We describe the real-world graph datasets with and without ground-truth explanations provided in GraphXAI. To this end, we provide data resources from crime forecasting, financial lending, and molecular chemistry and biology1,2,35. We consider these datasets as they are used to train GNNs for generating predictions in high-stakes downstream applications. In particular, we include chemical and biological datasets because they are used to identify whether an input graph (i.e., a molecular graph) contains a specific pattern (i.e., a chemical group with a specific property in the molecule). Knowledge about such patterns, which determine molecular properties, represents ground-truth explanations2. We provide a statistical description of real-world graphs in Tables 68. Below, we discuss the details of each of the real-world datasets that we employ:

Table 7 Statistics of real-world graph classification datasets in GraphXAI with ground-truth (GT) explanations.
Table 8 Statistics of real-world node classification datasets in GraphXAI without ground-truth (GT) explanations.
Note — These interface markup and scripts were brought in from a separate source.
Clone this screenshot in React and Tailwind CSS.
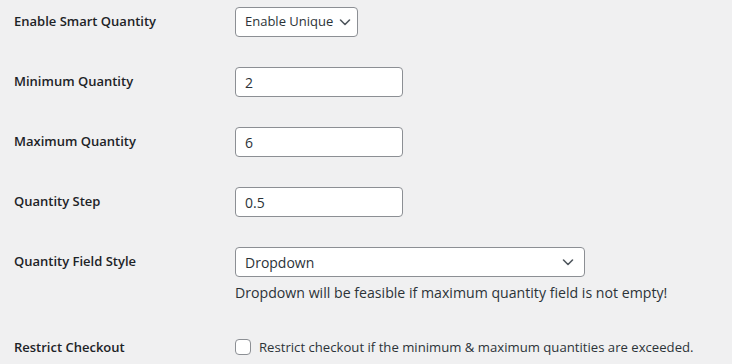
import React from "react";

const Chevron = () => (
  <svg width="16" height="16" viewBox="0 0 16 16" fill="none" className="shrink-0">
    <path d="M3.5 6l4.5 4.5L12.5 6" stroke="#50575e" strokeWidth="1.6" strokeLinecap="round" strokeLinejoin="round" />
  </svg>
);

function Label({ children }) {
  return (
    <div className="w-[221px] shrink-0 h-[30px] flex items-center text-[13px] font-semibold text-[#1d2327]">
      {children}
    </div>
  );
}

function TextInput({ value }) {
  return (
    <div className="w-[168px] h-[30px] flex items-center px-[9px] bg-white border border-[#8c8f94] rounded-[4px] text-[14px] text-[#2c3338]">
      {value}
    </div>
  );
}

function SelectBox({ value, className }) {
  return (
    <div className={"h-[30px] flex items-center justify-between pl-[9px] bg-white border border-[#8c8f94] rounded-[4px] text-[#2c3338] whitespace-nowrap " + className}>
      <span>{value}</span>
      <Chevron />
    </div>
  );
}

export default function App() {
  return (
    <div
      className="w-[732px] h-[364px] overflow-hidden bg-[#f0f0f1] pt-[7px] pl-[14px]"
      style={{ fontFamily: '"Open Sans", "Noto Sans", sans-serif' }}
    >
      <div className="flex flex-col gap-[30px]">
        <div className="flex">
          <Label>Enable Smart Quantity</Label>
          <SelectBox value="Enable Unique" className="w-[123px] text-[13px] pr-[4px]" />
        </div>
        <div className="flex">
          <Label>Minimum Quantity</Label>
          <TextInput value="2" />
        </div>
        <div className="flex">
          <Label>Maximum Quantity</Label>
          <TextInput value="6" />
        </div>
        <div className="flex">
          <Label>Quantity Step</Label>
          <TextInput value="0.5" />
        </div>
        <div className="flex">
          <Label>Quantity Field Style</Label>
          <div className="flex flex-col">
            <SelectBox value="Dropdown" className="w-[350px] text-[14px] pr-[8px]" />
            <p className="mt-[6px] text-[14.15px] leading-[20px] text-[#2c3338]">
              Dropdown will be feasible if maximum quantity field is not empty!
            </p>
          </div>
        </div>
      </div>
      <div className="flex mt-[30px]">
        <Label>Restrict Checkout</Label>
        <label className="flex items-center h-[30px] text-[13.15px] text-[#2c3338]">
          <span className="w-[16px] h-[16px] mr-[8px] -mt-[3px] bg-white border border-[#8c8f94] rounded-[4px]" />
          Restrict checkout if the minimum &amp; maximum quantities are exceeded.
        </label>
      </div>
    </div>
  );
}
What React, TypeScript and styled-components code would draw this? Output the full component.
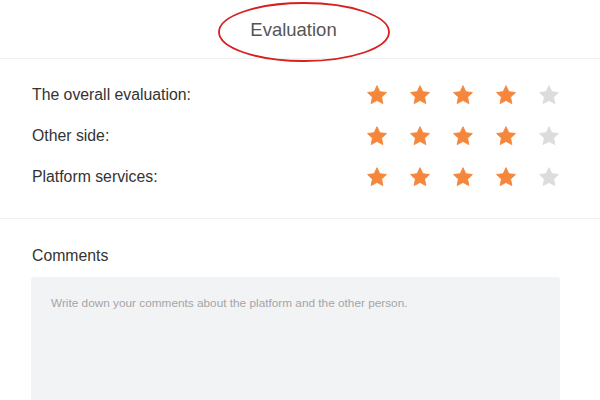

The MUTAG35 dataset contains 1,768 graph molecules labeled into two different classes according to their mutagenic properties, i.e., effect on the Gram-negative bacterium S. Typhimuriuma. Kazius et al.35 identifies several toxicophores - motifs in the molecular graph - that correlate with mutagenicity. The dataset is trimmed from its original 4,337 graphs to 1,768, based on those whose labels directly correspond to the presence or absence of our chosen toxicophores: NH2, NO2, aliphatic halide, nitroso, and azo-type (terminology, as referred to in Kazius et al.35).

Alkane carbonyl

The Alkane Carbonyl2 dataset contains 1,125 molecular graphs labeled into two classes where a positive sample indicates a molecule that contains an unbranched alkane and a carbonyl (C = O) functional group. The ground-truth explanations include any combinations of alkane and carbonyl functional groups within a given molecule.
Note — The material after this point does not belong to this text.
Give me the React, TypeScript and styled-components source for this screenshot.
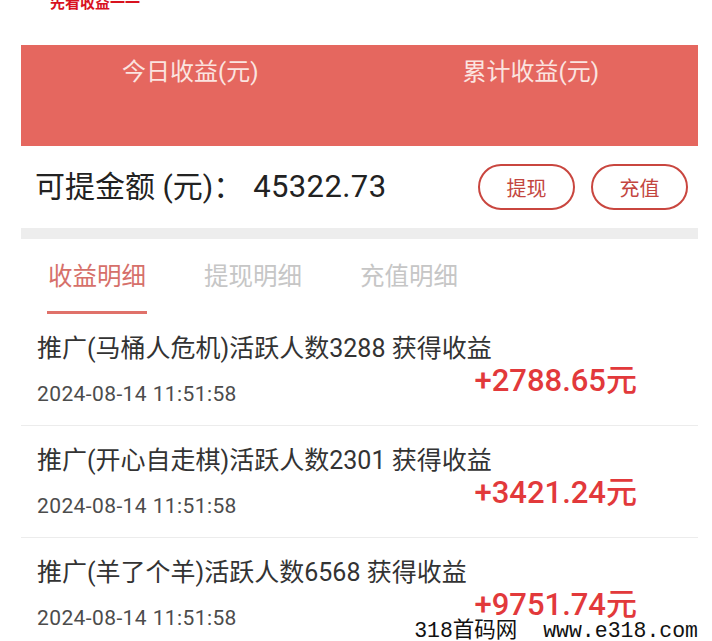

The Benzene2 dataset contains 12,000 molecular graphs extracted from the ZINC1549 database and labeled into two classes where the task is to identify whether a given molecule has a benzene ring or not. Naturally, the ground truth explanations are the nodes (atoms) comprising the benzene rings, and in the case of multiple benzenes, each of these benzene rings forms an explanation.

Fluoride carbonyl

The Fluoride Carbonyl2 dataset contains 8,671 molecular graphs labeled into two classes where a positive sample indicates a molecule that contains a fluoride (F) and a carbonyl (C = O) functional group. The ground-truth explanations consist of combinations of fluoride atoms and carbonyl functional groups within a given molecule.

German credit

The German Credit1 graph dataset contains 1,000 nodes representing clients in a German bank connected based on the similarity of their credit accounts. The dataset includes demographic and financial features like gender, residence, age, marital status, loan amount, credit history, and loan duration. The goal is to associate clients with credit risk.


The Recidivism1 dataset includes samples of bail outcomes collected from multiple state courts in the USA between 1990–2009. It contains past criminal records, demographic attributes, and other demographic details of 18,876 defendants (nodes) who got released on bail at the U.S. state courts. Defendants are connected based on the similarity of past criminal records and demographics, and the goal is to classify defendants into bail vs. no bail.

Credit defaulter

The Credit defaulter1 graph has 30,000 nodes representing individuals that we connected based on the similarity of their spending and payment patterns. The dataset contains applicant features like education, credit history, age, and features derived from their spending and payment patterns. The task is to predict whether an applicant will default on an upcoming credit card payment.